TASK GOAL: Set down the material below word for word, excluding the pictures.

........

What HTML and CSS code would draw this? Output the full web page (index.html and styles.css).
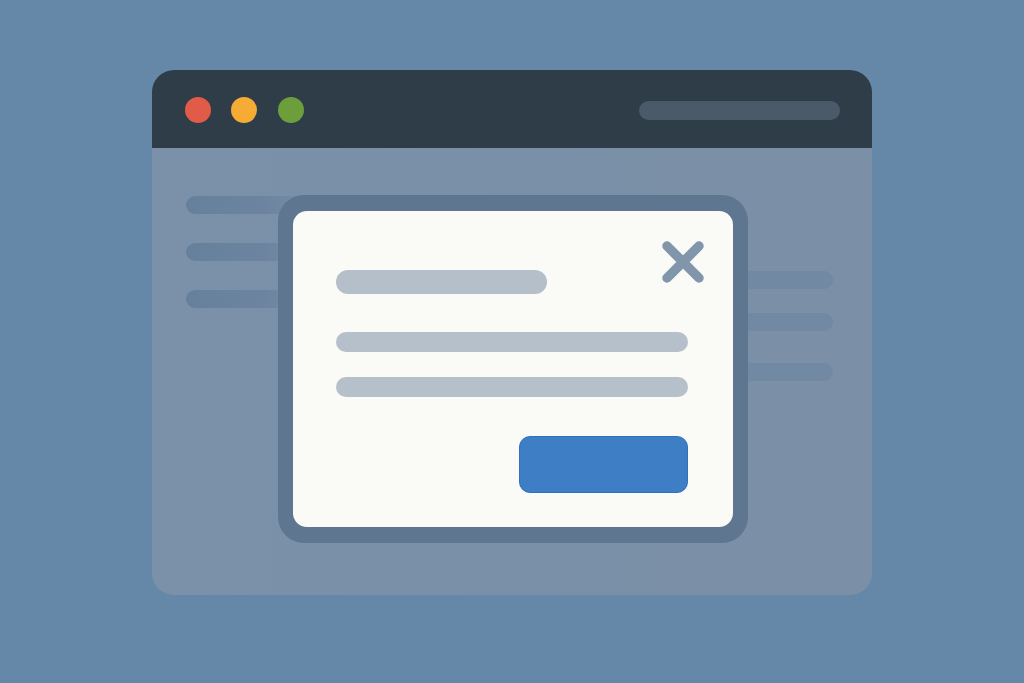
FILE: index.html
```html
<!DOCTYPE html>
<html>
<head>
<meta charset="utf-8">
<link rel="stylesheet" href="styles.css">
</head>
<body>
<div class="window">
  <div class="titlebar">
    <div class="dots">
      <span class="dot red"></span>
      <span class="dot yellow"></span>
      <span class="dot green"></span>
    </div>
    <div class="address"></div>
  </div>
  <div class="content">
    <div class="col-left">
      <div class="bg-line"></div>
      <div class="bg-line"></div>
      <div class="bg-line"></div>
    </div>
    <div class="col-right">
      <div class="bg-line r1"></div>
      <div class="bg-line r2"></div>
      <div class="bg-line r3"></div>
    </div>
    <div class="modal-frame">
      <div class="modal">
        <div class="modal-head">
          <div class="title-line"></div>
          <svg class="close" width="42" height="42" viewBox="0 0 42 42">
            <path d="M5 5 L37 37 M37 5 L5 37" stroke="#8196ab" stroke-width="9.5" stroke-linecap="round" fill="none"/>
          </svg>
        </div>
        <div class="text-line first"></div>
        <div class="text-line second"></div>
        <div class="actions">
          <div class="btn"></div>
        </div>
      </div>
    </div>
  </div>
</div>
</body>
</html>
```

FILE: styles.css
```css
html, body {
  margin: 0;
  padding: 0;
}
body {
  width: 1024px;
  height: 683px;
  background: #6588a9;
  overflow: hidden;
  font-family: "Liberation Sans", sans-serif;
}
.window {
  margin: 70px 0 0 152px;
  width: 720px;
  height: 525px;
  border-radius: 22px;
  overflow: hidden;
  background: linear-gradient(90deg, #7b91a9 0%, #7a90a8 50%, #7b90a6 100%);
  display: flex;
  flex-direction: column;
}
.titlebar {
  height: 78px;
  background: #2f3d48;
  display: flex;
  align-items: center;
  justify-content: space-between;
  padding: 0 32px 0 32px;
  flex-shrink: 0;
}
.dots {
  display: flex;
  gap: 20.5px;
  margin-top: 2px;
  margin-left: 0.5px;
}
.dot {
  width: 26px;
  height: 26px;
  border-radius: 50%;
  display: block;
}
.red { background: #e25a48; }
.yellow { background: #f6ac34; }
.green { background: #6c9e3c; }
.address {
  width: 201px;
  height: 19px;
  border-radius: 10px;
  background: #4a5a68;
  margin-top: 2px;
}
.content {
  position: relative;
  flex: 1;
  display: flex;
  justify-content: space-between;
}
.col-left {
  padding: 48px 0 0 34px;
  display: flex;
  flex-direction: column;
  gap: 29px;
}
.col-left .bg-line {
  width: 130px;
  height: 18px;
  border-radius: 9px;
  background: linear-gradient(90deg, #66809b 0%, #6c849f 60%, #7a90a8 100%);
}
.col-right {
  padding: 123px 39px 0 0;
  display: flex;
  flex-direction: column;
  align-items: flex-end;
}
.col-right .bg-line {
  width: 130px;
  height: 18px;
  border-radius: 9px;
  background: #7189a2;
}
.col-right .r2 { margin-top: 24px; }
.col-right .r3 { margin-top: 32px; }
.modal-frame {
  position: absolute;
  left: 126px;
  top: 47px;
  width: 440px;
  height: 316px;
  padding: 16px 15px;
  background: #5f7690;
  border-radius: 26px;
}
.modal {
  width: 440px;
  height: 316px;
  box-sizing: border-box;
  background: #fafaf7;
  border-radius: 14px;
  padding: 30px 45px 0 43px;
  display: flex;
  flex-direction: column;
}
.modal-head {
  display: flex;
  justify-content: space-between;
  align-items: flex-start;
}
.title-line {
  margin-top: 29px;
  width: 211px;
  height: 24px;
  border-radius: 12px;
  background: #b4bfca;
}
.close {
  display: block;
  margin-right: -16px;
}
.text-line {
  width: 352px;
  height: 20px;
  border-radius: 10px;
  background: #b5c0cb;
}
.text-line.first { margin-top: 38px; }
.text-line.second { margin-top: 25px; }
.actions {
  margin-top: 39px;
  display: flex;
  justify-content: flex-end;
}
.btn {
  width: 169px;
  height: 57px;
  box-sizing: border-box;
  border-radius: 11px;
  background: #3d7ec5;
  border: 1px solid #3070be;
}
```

........

SOLUTION TO THIS TASK:
What HTML and CSS code would draw this? Output the full web page (index.html and styles.css).
FILE: index.html
```html
<!DOCTYPE html>
<html>
<head>
<meta charset="utf-8">
<link rel="stylesheet" href="styles.css">
</head>
<body>
<div class="window">
  <div class="titlebar">
    <div class="dots">
      <span class="dot red"></span>
      <span class="dot yellow"></span>
      <span class="dot green"></span>
    </div>
    <div class="address"></div>
  </div>
  <div class="content">
    <div class="col-left">
      <div class="bg-line"></div>
      <div class="bg-line"></div>
      <div class="bg-line"></div>
    </div>
    <div class="col-right">
      <div class="bg-line r1"></div>
      <div class="bg-line r2"></div>
      <div class="bg-line r3"></div>
    </div>
    <div class="modal-frame">
      <div class="modal">
        <div class="modal-head">
          <div class="title-line"></div>
          <svg class="close" width="42" height="42" viewBox="0 0 42 42">
            <path d="M5 5 L37 37 M37 5 L5 37" stroke="#8196ab" stroke-width="9.5" stroke-linecap="round" fill="none"/>
          </svg>
        </div>
        <div class="text-line first"></div>
        <div class="text-line second"></div>
        <div class="actions">
          <div class="btn"></div>
        </div>
      </div>
    </div>
  </div>
</div>
</body>
</html>
```

FILE: styles.css
```css
html, body {
  margin: 0;
  padding: 0;
}
body {
  width: 1024px;
  height: 683px;
  background: #6588a9;
  overflow: hidden;
  font-family: "Liberation Sans", sans-serif;
}
.window {
  margin: 70px 0 0 152px;
  width: 720px;
  height: 525px;
  border-radius: 22px;
  overflow: hidden;
  background: linear-gradient(90deg, #7b91a9 0%, #7a90a8 50%, #7b90a6 100%);
  display: flex;
  flex-direction: column;
}
.titlebar {
  height: 78px;
  background: #2f3d48;
  display: flex;
  align-items: center;
  justify-content: space-between;
  padding: 0 32px 0 32px;
  flex-shrink: 0;
}
.dots {
  display: flex;
  gap: 20.5px;
  margin-top: 2px;
  margin-left: 0.5px;
}
.dot {
  width: 26px;
  height: 26px;
  border-radius: 50%;
  display: block;
}
.red { background: #e25a48; }
.yellow { background: #f6ac34; }
.green { background: #6c9e3c; }
.address {
  width: 201px;
  height: 19px;
  border-radius: 10px;
  background: #4a5a68;
  margin-top: 2px;
}
.content {
  position: relative;
  flex: 1;
  display: flex;
  justify-content: space-between;
}
.col-left {
  padding: 48px 0 0 34px;
  display: flex;
  flex-direction: column;
  gap: 29px;
}
.col-left .bg-line {
  width: 130px;
  height: 18px;
  border-radius: 9px;
  background: linear-gradient(90deg, #66809b 0%, #6c849f 60%, #7a90a8 100%);
}
.col-right {
  padding: 123px 39px 0 0;
  display: flex;
  flex-direction: column;
  align-items: flex-end;
}
.col-right .bg-line {
  width: 130px;
  height: 18px;
  border-radius: 9px;
  background: #7189a2;
}
.col-right .r2 { margin-top: 24px; }
.col-right .r3 { margin-top: 32px; }
.modal-frame {
  position: absolute;
  left: 126px;
  top: 47px;
  width: 440px;
  height: 316px;
  padding: 16px 15px;
  background: #5f7690;
  border-radius: 26px;
}
.modal {
  width: 440px;
  height: 316px;
  box-sizing: border-box;
  background: #fafaf7;
  border-radius: 14px;
  padding: 30px 45px 0 43px;
  display: flex;
  flex-direction: column;
}
.modal-head {
  display: flex;
  justify-content: space-between;
  align-items: flex-start;
}
.title-line {
  margin-top: 29px;
  width: 211px;
  height: 24px;
  border-radius: 12px;
  background: #b4bfca;
}
.close {
  display: block;
  margin-right: -16px;
}
.text-line {
  width: 352px;
  height: 20px;
  border-radius: 10px;
  background: #b5c0cb;
}
.text-line.first { margin-top: 38px; }
.text-line.second { margin-top: 25px; }
.actions {
  margin-top: 39px;
  display: flex;
  justify-content: flex-end;
}
.btn {
  width: 169px;
  height: 57px;
  box-sizing: border-box;
  border-radius: 11px;
  background: #3d7ec5;
  border: 1px solid #3070be;
}
```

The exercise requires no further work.